Beispiel Finowkanal. Der brandenburgische Kanal verlor seit Inbetriebnahme der parallel verlaufenden Oder-Havel-Wasserstraße 1914 an industrieller Bedeutung. Mit der Vereinheitlichung des Wasserstraßenrechts nach der Wende galt er, unabhängig von seiner tatsächlichen Bedeutung für den Güterverkehr, als Bundeswasserstraße. 1998 wurde der Kanal zur „sonstigen Binnenwasserstraße“ herabgestuft, der Bund ist aber dennoch für seine Verwaltung zuständig. Und diese Eigentümerfunktion nimmt er sehr ernst: Die Kosten für Erhalt und Instandsetzung des Finowkanals bis zum Jahr 2010 betragen nach Angaben des Verkehrsministeriums 21 Millionen Euro, die der Bund zu 75 Prozent trägt. Zum Vergleich: Die Hauptprofiteure der Sanierung, der Kreis Barnim und das Land Brandenburg, zahlen nur rund 5,5 Prozent. Eine rechtliche Verpflichtung zur Aufrechterhaltung der Schiffbarkeit des Kanals besteht jedoch seit der Abstufung nicht mehr, so der BRH.

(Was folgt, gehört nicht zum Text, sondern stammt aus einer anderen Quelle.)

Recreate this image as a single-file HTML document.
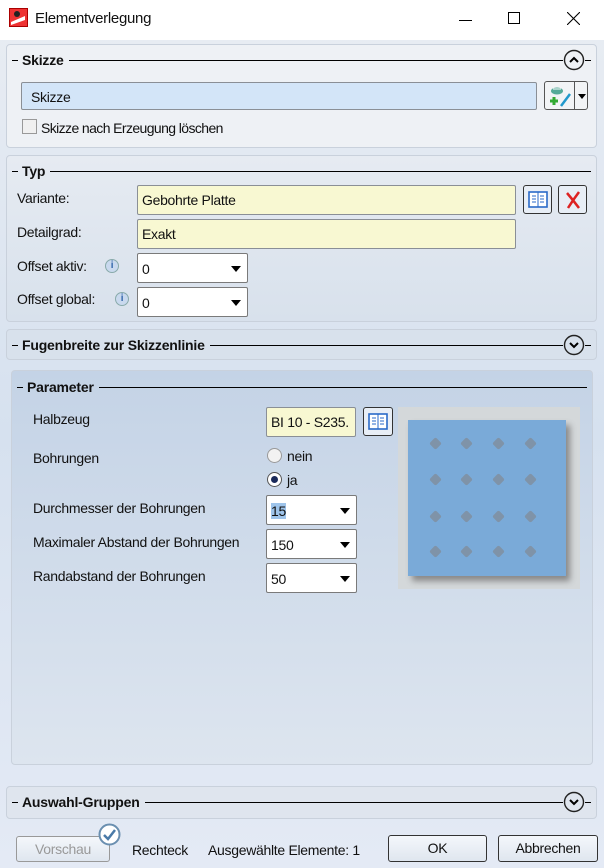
<!DOCTYPE html>
<html><head><meta charset="utf-8"><style>
*{box-sizing:border-box;margin:0;padding:0}
body{width:604px;height:868px;position:relative;overflow:hidden;font-family:"Liberation Sans",sans-serif;font-size:14px;letter-spacing:-0.3px;color:#111;background:linear-gradient(#e9edf3,#d6e1ef 50%,#e4eaf5);}
.a{position:absolute}
.title{left:0;top:0;width:604px;height:40px;background:#fff}
.panel{position:absolute;border:1px solid #c9d1dc;border-radius:4px}
.hdr{position:absolute;display:flex;align-items:center;height:20px}
.hdr b{font-size:14px;padding:0 5px 0 4px;letter-spacing:-0.2px}
.hdr i{display:block;height:1px;background:#000}
.hdr .f{flex:1}
.inp{position:absolute;border:1px solid #8a8f96;border-radius:2px;padding-left:4px;line-height:29px;height:30px}
.yel{background:#f8f8d2}
.sel{position:absolute;background:#fff;border:1px solid #7a7a7a;border-radius:2px;padding-left:4px;height:30px;line-height:30px}
.sel:after{content:"";position:absolute;right:6px;top:12px;border:5px solid transparent;border-top:6px solid #000;border-bottom:0}
.btn{position:absolute;border:1px solid #555;border-radius:3px;background:linear-gradient(#f4f7fb,#dfe6ef);text-align:center;line-height:24px}
.dot{position:absolute;width:9px;height:9px;background:#7f93a8;transform:rotate(45deg);border-radius:2px}
.ib{position:absolute;width:29px;height:29px;border:1px solid #333;border-radius:3px;background:#e8eef6}
</style></head><body>
<svg width="0" height="0" style="position:absolute"><defs>
<g id="book"><rect x="5" y="6" width="18" height="15" fill="#fff" stroke="#2a6ac8" stroke-width="1.6"/><line x1="14" y1="6" x2="14" y2="21" stroke="#2a6ac8"/><path d="M8 10h4M8 13h4M8 16h4M16 10h4M16 13h4M16 16h4" stroke="#2a6ac8"/></g>
</defs></svg>
<div class="a title">
 <svg class="a" style="left:9px;top:8px" width="19" height="19"><rect x="0.5" y="0.5" width="18" height="18" fill="#e33" stroke="#a00"/><path d="M2 14 L16 8 L16 12 L2 17Z" fill="#fff"/><circle cx="8" cy="6" r="3" fill="#222"/></svg>
 <div class="a" style="left:35px;top:10px;font-size:15px;letter-spacing:-0.3px">Elementverlegung</div>
 <div class="a" style="left:459px;top:20px;width:13px;height:1px;background:#000"></div>
 <div class="a" style="left:508px;top:12px;width:12px;height:12px;border:1px solid #000"></div>
 <svg class="a" style="left:567px;top:12px" width="13" height="13"><path d="M0 0L13 13M13 0L0 13" stroke="#000" stroke-width="1.1"/></svg>
</div>

<div class="panel" style="left:6px;top:44px;width:591px;height:104px;background:#eef1f5"></div>
<div class="hdr" style="left:12px;top:50px;width:579px"><i style="width:6px"></i><b>Skizze</b><i class="f"></i>
<svg width="22" height="22"><circle cx="11" cy="11" r="9.5" fill="#eef1f5" stroke="#222" stroke-width="1.4"/><path d="M7 13L11 9L15 13" fill="none" stroke="#000" stroke-width="2"/></svg><i style="width:6px"></i></div>
<div class="inp" style="left:21px;top:82px;width:516px;background:#d3e5f8;line-height:28px;height:28px;padding-left:9px">Skizze</div>
<div class="a" style="left:544px;top:81px;width:44px;height:29px;border:1px solid #555;border-radius:3px;background:#f2f4f6">
 <svg class="a" style="left:2px;top:2px" width="26" height="24"><ellipse cx="10" cy="7" rx="6" ry="3.5" fill="#5a9"/><path d="M6 5h8" stroke="#fff"/><path d="M7 13v8M3 17h8" stroke="#3a3" stroke-width="3"/><path d="M14 22L23 10" stroke="#29c" stroke-width="2.5"/></svg>
 <div class="a" style="left:29px;top:0;width:1px;height:27px;background:#555"></div>
 <div class="a" style="left:33px;top:12px;border:4px solid transparent;border-top:5px solid #000;border-bottom:0"></div>
</div>
<div class="a" style="left:22px;top:119px;width:15px;height:15px;border:1px solid #999;background:#f0f0f0"></div>
<div class="a" style="left:41px;top:120px;letter-spacing:-0.6px">Skizze nach Erzeugung löschen</div>

<div class="panel" style="left:6px;top:155px;width:591px;height:167px;background:linear-gradient(#e6ebf2,#d8e1ec)"></div>
<div class="hdr" style="left:12px;top:161px;width:579px"><i style="width:6px"></i><b>Typ</b><i class="f"></i></div>
<div class="a" style="left:17px;top:190px">Variante:</div>
<div class="inp yel" style="left:137px;top:185px;width:379px">Gebohrte Platte</div>
<div class="ib" style="left:523px;top:185px"><svg width="28" height="28"><use href="#book"/></svg></div>
<div class="ib" style="left:558px;top:185px"><svg width="28" height="28"><path d="M8 7Q14 14 20 22M20 6Q14 14 9 22" stroke="#d22" stroke-width="2.5" fill="none"/></svg></div>
<div class="a" style="left:17px;top:224px">Detailgrad:</div>
<div class="inp yel" style="left:137px;top:219px;width:379px">Exakt</div>
<div class="a" style="left:17px;top:258px">Offset aktiv:</div>
<div class="a" style="left:105px;top:259px;width:14px;height:14px;border-radius:50%;background:#c9d9ee;border:1px solid #8aa;font-size:10px;text-align:center;line-height:12px;color:#36a;font-weight:bold">i</div>
<div class="sel" style="left:137px;top:253px;width:111px">0</div>
<div class="a" style="left:17px;top:291px">Offset global:</div>
<div class="a" style="left:115px;top:292px;width:14px;height:14px;border-radius:50%;background:#c9d9ee;border:1px solid #8aa;font-size:10px;text-align:center;line-height:12px;color:#36a;font-weight:bold">i</div>
<div class="sel" style="left:137px;top:287px;width:111px">0</div>

<div class="panel" style="left:6px;top:329px;width:591px;height:31px;background:#d8e1ec"></div>
<div class="hdr" style="left:12px;top:335px;width:579px"><i style="width:6px"></i><b>Fugenbreite zur Skizzenlinie</b><i class="f"></i>
<svg width="22" height="22"><circle cx="11" cy="11" r="9.5" fill="#d8e1ec" stroke="#222" stroke-width="1.4"/><path d="M7 9L11 13L15 9" fill="none" stroke="#000" stroke-width="2"/></svg><i style="width:6px"></i></div>

<div class="panel" style="left:11px;top:370px;width:582px;height:395px;background:linear-gradient(#c4d3e6,#dde5ef)"></div>
<div class="hdr" style="left:17px;top:377px;width:570px"><i style="width:6px"></i><b>Parameter</b><i class="f"></i></div>
<div class="a" style="left:33px;top:411px">Halbzeug</div>
<div class="inp yel" style="left:266px;top:407px;width:90px;overflow:hidden;white-space:nowrap;padding-left:4px">BI 10 - S235.</div>
<div class="ib" style="left:363px;top:407px;width:30px"><svg width="28" height="28"><use href="#book"/></svg></div>
<div class="a" style="left:33px;top:450px">Bohrungen</div>
<div class="a" style="left:267px;top:448px;width:15px;height:15px;border-radius:50%;border:1px solid #999;background:#f2f2f2"></div>
<div class="a" style="left:287px;top:448px">nein</div>
<div class="a" style="left:267px;top:472px;width:15px;height:15px;border-radius:50%;border:1px solid #555;background:#fff"><div class="a" style="left:3px;top:3px;width:7px;height:7px;border-radius:50%;background:#1a2a5a"></div></div>
<div class="a" style="left:287px;top:472px">ja</div>
<div class="a" style="left:33px;top:500px">Durchmesser der Bohrungen</div>
<div class="sel" style="left:266px;top:495px;width:91px"><span style="background:#9ec4ea">15</span></div>
<div class="a" style="left:33px;top:534px">Maximaler Abstand der Bohrungen</div>
<div class="sel" style="left:266px;top:529px;width:91px">150</div>
<div class="a" style="left:33px;top:568px">Randabstand der Bohrungen</div>
<div class="sel" style="left:266px;top:563px;width:91px">50</div>
<div class="a" style="left:398px;top:407px;width:182px;height:182px;background:#d4d8da"></div>
<div class="a" style="left:408px;top:420px;width:158px;height:156px;background:#7aaad8;box-shadow:4px 5px 6px #888"></div>
<div class="dot" style="left:431px;top:439px"></div><div class="dot" style="left:462px;top:439px"></div><div class="dot" style="left:494px;top:439px"></div><div class="dot" style="left:526px;top:439px"></div>
<div class="dot" style="left:431px;top:475px"></div><div class="dot" style="left:462px;top:475px"></div><div class="dot" style="left:494px;top:475px"></div><div class="dot" style="left:526px;top:475px"></div>
<div class="dot" style="left:431px;top:512px"></div><div class="dot" style="left:462px;top:512px"></div><div class="dot" style="left:494px;top:512px"></div><div class="dot" style="left:526px;top:512px"></div>
<div class="dot" style="left:431px;top:547px"></div><div class="dot" style="left:462px;top:547px"></div><div class="dot" style="left:494px;top:547px"></div><div class="dot" style="left:526px;top:547px"></div>

<div class="panel" style="left:6px;top:786px;width:591px;height:33px;background:#dfe5ee"></div>
<div class="hdr" style="left:12px;top:792px;width:579px"><i style="width:6px"></i><b>Auswahl-Gruppen</b><i class="f"></i>
<svg width="22" height="22"><circle cx="11" cy="11" r="9.5" fill="#dfe5ee" stroke="#222" stroke-width="1.4"/><path d="M7 9L11 13L15 9" fill="none" stroke="#000" stroke-width="2"/></svg><i style="width:6px"></i></div>

<div class="btn" style="left:16px;top:836px;width:94px;height:26px;color:#999;border-color:#999">Vorschau</div>
<svg class="a" style="left:98px;top:823px" width="23" height="23"><circle cx="11.5" cy="11.5" r="10" fill="#fff" stroke="#6a8fb0" stroke-width="2"/><path d="M6 12L10 16L17 7" fill="none" stroke="#4a7aa8" stroke-width="2.5"/></svg>
<div class="a" style="left:132px;top:842px">Rechteck</div>
<div class="a" style="left:208px;top:842px">Ausgewählte Elemente: 1</div>
<div class="btn" style="left:388px;top:835px;width:99px;height:27px;border-color:#333">OK</div>
<div class="btn" style="left:498px;top:835px;width:100px;height:27px;border-color:#333">Abbrechen</div>
</body></html>
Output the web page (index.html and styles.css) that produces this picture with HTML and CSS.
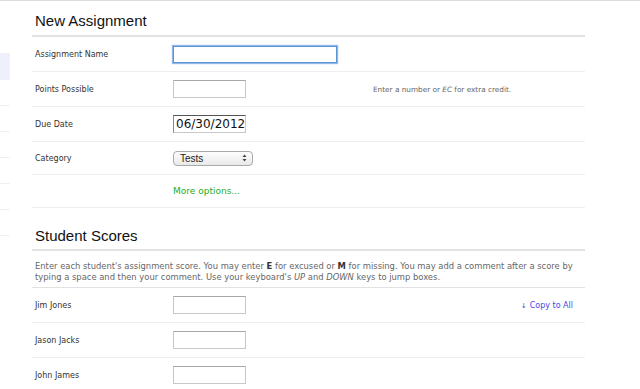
FILE: index.html
```html
<!DOCTYPE html>
<html lang="en">
<head>
    <meta charset="UTF-8">
    <title>New Assignment</title>
    <link rel="stylesheet" href="styles.css">
</head>
<body>
    <div class="sidebar">
        <div class="side-item"></div>
        <div class="side-item active"></div>
        <div class="side-item"></div>
        <div class="side-item"></div>
        <div class="side-item"></div>
        <div class="side-item"></div>
        <div class="side-item"></div>
        <div class="side-item"></div>
    </div>

    <div class="main">
        <h2 class="section-title">New Assignment</h2>

        <div class="row">
            <div class="label">Assignment Name</div>
            <div class="field"><input type="text" class="text-input wide focused"></div>
        </div>
        <div class="row">
            <div class="label">Points Possible</div>
            <div class="field"><input type="text" class="text-input"></div>
            <div class="hint">Enter a number or <em>EC</em> for extra credit.</div>
        </div>
        <div class="row">
            <div class="label">Due Date</div>
            <div class="field"><input type="text" class="text-input date" value="06/30/2012"></div>
        </div>
        <div class="row short">
            <div class="label">Category</div>
            <div class="field">
                <div class="select">
                    <span>Tests</span>
                    <svg class="arrows" width="5" height="8" viewBox="0 0 5 8">
                        <path d="M0.5 3 L2.5 0.5 L4.5 3 Z M0.5 5 L2.5 7.5 L4.5 5 Z" fill="#444"/>
                    </svg>
                </div>
            </div>
        </div>
        <div class="row short">
            <div class="label"></div>
            <div class="field"><a class="more-link">More options...</a></div>
        </div>

        <h2 class="section-title second">Student Scores</h2>

        <p class="intro">
            Enter each student's assignment score. You may enter <b>E</b> for excused or <b>M</b> for missing. You may add a comment after a score by<br>
            typing a space and then your comment. Use your keyboard's <em>UP</em> and <em>DOWN</em> keys to jump boxes.
        </p>

        <div class="row">
            <div class="label">Jim Jones</div>
            <div class="field"><input type="text" class="text-input"></div>
            <div class="copy"><a class="copy-link"><span class="down">&#8595;</span>Copy to All</a></div>
        </div>
        <div class="row">
            <div class="label">Jason Jacks</div>
            <div class="field"><input type="text" class="text-input"></div>
        </div>
        <div class="row">
            <div class="label">John James</div>
            <div class="field"><input type="text" class="text-input"></div>
        </div>
    </div>
</body>
</html>
```

FILE: styles.css
```css
* {
    margin: 0;
    padding: 0;
    box-sizing: border-box;
}

body {
    font-family: "DejaVu Sans", Verdana, sans-serif;
    font-size: 8px;
    color: #333;
    background: white;
    display: flex;
    align-items: flex-start;
    width: 640px;
    height: 389px;
    overflow: hidden;
    border-top: 1px solid #dcdcdc;
}

.sidebar {
    width: 10px;
    border-top: 1px solid #1e7bf0;
    margin-top: -1px;
    padding-top: 27px;
}

.side-item {
    height: 26px;
    border-bottom: 1px solid #f0f0f4;
}

.side-item.active {
    background: #eef0fb;
    border-bottom: none;
}

.main {
    margin-left: 22px;
    width: 553px;
}

.section-title {
    font-family: "Liberation Sans", Arial, sans-serif;
    font-weight: normal;
    font-size: 15px;
    color: #111;
    height: 36px;
    padding: 11px 0 0 3px;
    border-bottom: 2px solid #e2e2e2;
}

.section-title.second {
    margin-top: 7px;
    height: 36px;
    padding-top: 12px;
}

.row {
    display: grid;
    grid-template-columns: 141px 200px 1fr;
    align-items: center;
    height: 35px;
    border-bottom: 1px solid #efefef;
}

.row.short {
    height: 33px;
}

.label {
    padding-left: 3px;
}

.text-input {
    width: 73px;
    height: 18px;
    border: 1px solid #c8c8c8;
    border-top-color: #a8a8a8;
    background: white;
    outline: none;
    font-family: inherit;
}

.text-input.wide {
    width: 164px;
    height: 17px;
}

.text-input.focused {
    border: 1px solid #5b93d3;
    box-shadow: 0 0 1px 1px #8fb9ea;
}

.text-input.date {
    height: 18px;
    font-family: "DejaVu Sans", sans-serif;
    font-size: 12px;
    color: #111;
    padding-left: 2px;
    border-top-color: #555;
    border-left-color: #888;
}

.hint {
    color: #666;
    font-size: 7.3px;
}

.select {
    width: 80px;
    height: 15px;
    border: 1px solid #a9a9a9;
    border-radius: 4px;
    background: linear-gradient(#fdfdfd, #e9e9e9);
    display: flex;
    align-items: center;
    justify-content: space-between;
    padding: 0 5px 0 6px;
    font-family: "Liberation Sans", Arial, sans-serif;
    font-size: 10px;
    color: #222;
}

.more-link {
    color: #27ad27;
    font-size: 9px;
}

.intro {
    color: #666;
    font-size: 8.4px;
    line-height: 11px;
    padding: 10px 0 4px 3px;
    border-bottom: 1px solid #e2e2e2;
    white-space: nowrap;
}

.intro b {
    color: #333;
}

.copy {
    text-align: right;
    padding-right: 12px;
}

.copy-link {
    color: #4747e6;
}

.down {
    font-size: 7px;
    margin-right: 3px;
}
```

Zwischen 1999 und dem Jahr 2002 hat der Bund nach eigenen Angaben 80 Millionen Euro investiert. Eine genaue Kostenaufstellung wolle das Bundesverkehrsministerium nicht liefern, so Ceglarek. Für Abgaben, wie Schleusengebühren oder Brückengelder, besteht bisher nicht einmal eine Rechtsgrundlage.

Der Rechnungshof spricht daher von einer „versteckten Subvention“ des Tourismus. „Es muss offen gelegt werden, was der Bund tatsächlich leistet“, beanstandet Ceglarek. Bei einer völligen Kostendeckung durch Gebühren käme die Freizeitschifffahrt wohl zum Erliegen. Doch nur auf der Basis der tatsächlich anfallenden Ausgaben könne der Gesetzgeber eine politisch gewollte Entscheidung treffen, so der Rechnungsprüfer. Seine Behörde empfiehlt zudem die Übergabe der entsprechenden Freizeitwasserstraßen an die Länder, gegen eine angemessene Ablösesumme. Verhandlungen gibt es bereits. „Die Länder machen da aber nicht mit“, so Ceglarek. Sie fürchteten die Kosten, die damit auf sie zukämen.

Ein wenig gefruchtet hatte die Kritik vom Bundesrechnungshof schon. Im April diskutierte das Bundesverkehrsministerium eine Maut für Motorboote, die ab 2005 immerhin 7,5 Millionen Euro pro Jahr einspielen sollte. Doch die Sportbootlobby lief Sturm, und die Fraktionen im Bundestag sprachen sich vorerst dagegen aus. „Die Sportboot-Vignette ist derzeit auf Eis gelegt“, heißt es beim Ministerium.